Limitations of the Surety's Liability
The limitations imposed on the surety's liability within the bond itself were a critical factor in the court's decision. The bond explicitly stated that the surety would not be liable for any claims made against it beyond the obligations to the building committee, thus excluding potential claims from material furnishers. The court noted that such limitations were contrary to the intent of the statutory framework, which aimed to protect all individuals who contributed labor or materials to the construction project. The court emphasized that contracts must be interpreted as written and that the limitations in this bond indicated an intention to restrict liability in a manner inconsistent with statutory protections. Consequently, the court held that the bond could not be treated as a statutory bond, reinforcing its conclusion that the material furnishers were entitled to enforce their liens rather than seek recovery from the bond.
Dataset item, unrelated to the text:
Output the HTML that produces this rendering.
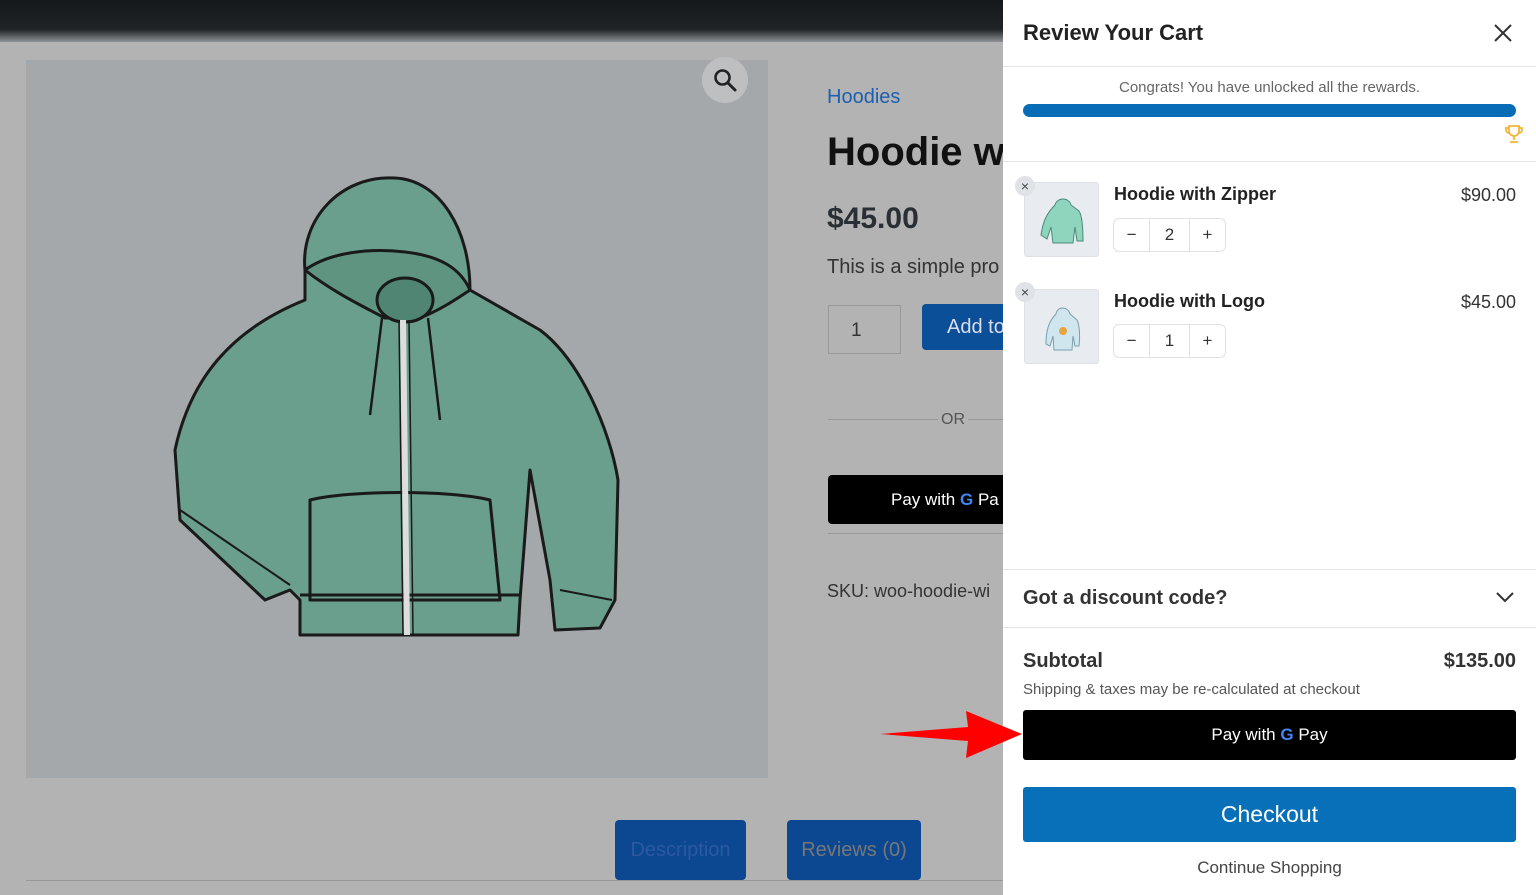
<!DOCTYPE html>
<html><head><meta charset="utf-8"><style>
*{box-sizing:border-box;margin:0;padding:0}
body{width:1536px;height:895px;overflow:hidden;background:#b3b3b3;font-family:"Liberation Sans",sans-serif;position:relative}
.abs{position:absolute}
.topbar{left:0;top:0;width:1003px;height:42px;background:linear-gradient(#14181b,#202426 70%,#8e9295)}
.img{left:26px;top:60px;width:742px;height:718px;background:#a4a8ab}
.panel{left:1003px;top:0;width:533px;height:895px;background:#fff;color:#222}
.qty{position:absolute;width:113px;height:34px;border:1px solid #e2e2e2;border-radius:6px;display:flex;font-size:17px;color:#333}
.qty div{flex:1;display:flex;align-items:center;justify-content:center}
.qty div:nth-child(2){border-left:1px solid #e2e2e2;border-right:1px solid #e2e2e2;flex:1.1}
.thumb{position:absolute;left:21px;width:75px;height:75px;background:#e8ebef;border:1px solid #dde1e6;border-radius:3px}
.rm{position:absolute;left:12px;width:20px;height:20px;border-radius:50%;background:#dfe2e6;font-size:14px;color:#444;text-align:center;line-height:20px}
.hr{position:absolute;left:0;width:533px;height:1px;background:#e6e6e6}
</style></head><body>
<div class="abs topbar"></div>
<div class="abs img"></div>
<div class="abs" style="left:702px;top:57px;width:46px;height:46px;border-radius:50%;background:#bdbfc1"></div>
<svg class="abs" style="left:712px;top:67px" width="26" height="26" viewBox="0 0 26 26"><circle cx="10.5" cy="10.5" r="7" fill="none" stroke="#222" stroke-width="2.6"/><path d="M16 16l7 7" stroke="#222" stroke-width="3" stroke-linecap="round"/></svg>
<svg class="abs" style="left:0;top:0" width="768" height="700" viewBox="0 0 768 700">
<g stroke="#1a1a1a" stroke-width="3" stroke-linejoin="round" fill="#6a9e8d">
<path d="M305 270 C300 220 340 175 395 178 C440 180 470 230 470 290 L540 330 C580 360 610 430 618 480 L615 600 L600 628 L555 630 L550 580 L530 470 L520 600 L518 635 L300 635 L300 600 L290 590 L265 600 L180 520 L175 450 C190 380 230 330 305 300 Z"/>
<path d="M305 270 C330 252 370 248 405 252 C440 256 460 268 470 290 C455 300 440 310 420 318 L385 318 C360 305 330 290 305 270Z" fill="#5f9481"/>
<ellipse cx="405" cy="300" rx="28" ry="22" fill="#4f8572"/>
<path d="M310 500 C350 490 450 490 490 500 L500 600 L310 600 Z" fill="none"/>
<path d="M300 595 L520 595" fill="none"/>
<path d="M382 318 L370 415 M428 318 L440 420" fill="none" stroke-width="2.5"/>
<path d="M403 320 L407 635" stroke="#ddd" stroke-width="6"/>
<path d="M399 320 L403 635 M409 320 L413 635" fill="none" stroke-width="1.5"/>
<path d="M180 510 L290 585 M560 590 L612 600" fill="none" stroke-width="2"/>
</g></svg>
<div class="abs" style="left:827px;top:86px;font-size:20px;color:#1d5fb0">Hoodies</div>
<div class="abs" style="left:827px;top:130px;font-size:40px;font-weight:bold;color:#111;white-space:nowrap">Hoodie wi</div>
<div class="abs" style="left:827px;top:202px;font-size:30px;font-weight:bold;color:#2a2f36">$45.00</div>
<div class="abs" style="left:827px;top:256px;font-size:20px;color:#333;white-space:nowrap">This is a simple pro</div>
<div class="abs" style="left:828px;top:305px;width:73px;height:49px;border:1px solid #999;font-size:19px;color:#333;padding:14px 0 0 22px">1</div>
<div class="abs" style="left:922px;top:304px;width:90px;height:46px;background:#0a4f97;border-radius:4px;color:#dde;font-size:20px;padding:12px 0 0 25px;white-space:nowrap">Add to</div>
<div class="abs" style="left:828px;top:419px;width:175px;height:1px;background:#999"></div>
<div class="abs" style="left:938px;top:411px;padding:0 3px;background:#b3b3b3;color:#555;font-size:16px">OR</div>
<div class="abs" style="left:828px;top:475px;width:180px;height:49px;background:#000;border-radius:4px;color:#fff;font-size:17px;padding:15px 0 0 63px;white-space:nowrap">Pay with <b style="color:#4285f4">G</b> Pa</div>
<div class="abs" style="left:828px;top:533px;width:175px;height:1px;background:#999"></div>
<div class="abs" style="left:827px;top:581px;font-size:18px;color:#333;white-space:nowrap">SKU: woo-hoodie-wi</div>
<div class="abs" style="left:615px;top:820px;width:131px;height:60px;background:#0b4891;border-radius:4px;color:#2d58a0;font-size:20px;text-align:center;line-height:60px">Description</div>
<div class="abs" style="left:787px;top:820px;width:134px;height:60px;background:#0b4891;border-radius:4px;color:#777;font-size:20px;text-align:center;line-height:60px">Reviews (0)</div>
<div class="abs" style="left:26px;top:880px;width:977px;height:1px;background:#999"></div>

<div class="abs panel">
<div class="abs" style="left:20px;top:20px;font-size:22px;font-weight:bold">Review Your Cart</div>
<svg class="abs" style="left:489px;top:22px" width="22" height="22" viewBox="0 0 22 22"><path d="M3 3L19 19M19 3L3 19" stroke="#333" stroke-width="2"/></svg>
<div class="hr" style="top:66px"></div>
<div class="abs" style="left:0;width:533px;top:79px;text-align:center;font-size:15px;color:#666">Congrats! You have unlocked all the rewards.</div>
<div class="abs" style="left:20px;top:104px;width:493px;height:13px;background:#086db6;border-radius:7px"></div>
<svg class="abs" style="left:502px;top:124px" width="18" height="20" viewBox="0 0 18 20"><path d="M4 2h10v5a5 5 0 0 1-10 0zM4 4H1v2a3 3 0 0 0 3 3M14 4h3v2a3 3 0 0 1-3 3M9 12v4M5 18h8" fill="none" stroke="#f2b537" stroke-width="1.8"/></svg>
<div class="hr" style="top:161px"></div>
<div class="thumb" style="top:182px"><svg width="75" height="75" viewBox="0 0 75 75"><path d="M30 22 C32 14 44 14 46 22 L54 28 C58 34 58 50 58 58 L52 58 L50 44 L48 60 L28 60 L26 44 L22 56 L16 52 C18 38 22 30 30 22Z" fill="#8fd4bd" stroke="#4b8a78" stroke-width="1"/></svg></div>
<div class="rm" style="top:176px">×</div>
<div class="abs" style="left:111px;top:184px;font-size:18px;font-weight:bold">Hoodie with Zipper</div>
<div class="abs" style="left:513px;transform:translateX(-100%);top:185px;font-size:18px;color:#333">$90.00</div>
<div class="qty" style="left:110px;top:218px"><div>−</div><div>2</div><div>+</div></div>
<div class="thumb" style="top:289px"><svg width="75" height="75" viewBox="0 0 75 75"><path d="M31 24 C32 16 43 16 45 24 L52 30 C55 36 55 48 54 56 L50 56 L48 46 L47 60 L29 60 L28 46 L25 56 L21 54 C21 42 23 32 31 24Z" fill="#cfe6ee" stroke="#7aa0ab" stroke-width="1"/><circle cx="38" cy="41" r="4" fill="#e9a440"/></svg></div>
<div class="rm" style="top:282px">×</div>
<div class="abs" style="left:111px;top:291px;font-size:18px;font-weight:bold">Hoodie with Logo</div>
<div class="abs" style="left:513px;transform:translateX(-100%);top:292px;font-size:18px;color:#333">$45.00</div>
<div class="qty" style="left:110px;top:324px"><div>−</div><div>1</div><div>+</div></div>
<div class="hr" style="top:569px"></div>
<div class="abs" style="left:20px;top:587px;font-size:20px;font-weight:bold;color:#333">Got a discount code?</div>
<svg class="abs" style="left:492px;top:590px" width="20" height="14" viewBox="0 0 20 14"><path d="M2 3l8 8 8-8" fill="none" stroke="#333" stroke-width="2"/></svg>
<div class="hr" style="top:627px"></div>
<div class="abs" style="left:20px;top:650px;font-size:20px;font-weight:bold;color:#333">Subtotal</div>
<div class="abs" style="left:513px;transform:translateX(-100%);top:650px;font-size:20px;font-weight:bold;color:#333">$135.00</div>
<div class="abs" style="left:20px;top:681px;font-size:15px;color:#555">Shipping &amp; taxes may be re-calculated at checkout</div>
<div class="abs" style="left:20px;top:710px;width:493px;height:50px;background:#000;border-radius:3px;color:#fff;font-size:17px;text-align:center;line-height:50px">Pay with <b style="color:#4285f4">G</b> Pay</div>
<div class="abs" style="left:20px;top:787px;width:493px;height:55px;background:#0870b8;border-radius:3px;color:#fff;font-size:23px;text-align:center;line-height:55px">Checkout</div>
<div class="abs" style="left:0;width:533px;top:858px;text-align:center;font-size:17px;color:#444">Continue Shopping</div>
</div>
<svg class="abs" style="left:878px;top:708px;z-index:5" width="145" height="52" viewBox="0 0 145 52"><path d="M2 26 L90 19 L88 3 L144 26 L88 50 L90 33 Z" fill="#f00"/></svg>
</body></html>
Final Rulings on Material Furnishers' Claims
In its final rulings, the court determined that the material furnishers who complied with the filing requirements were entitled to have liens declared in their favor, despite the fact that they had initially sought judgments against the bond. The court acknowledged that while the material furnishers did not explicitly request liens, their claims were adjudicated in a manner that allowed for the recognition of their rights. It noted that the Masonic lodge was a party to the proceedings, and thus the court had the authority to grant the appropriate relief. The court directed that the claims of those material furnishers who had properly filed should be declared as liens against the Masonic temple, and that the building committee held funds that could be allocated to satisfy these liens. The case was ultimately remanded with instructions for the lower court to enter a decree that aligned with the findings regarding the validity of the liens, ensuring that the material furnishers received the relief they were entitled to under the law.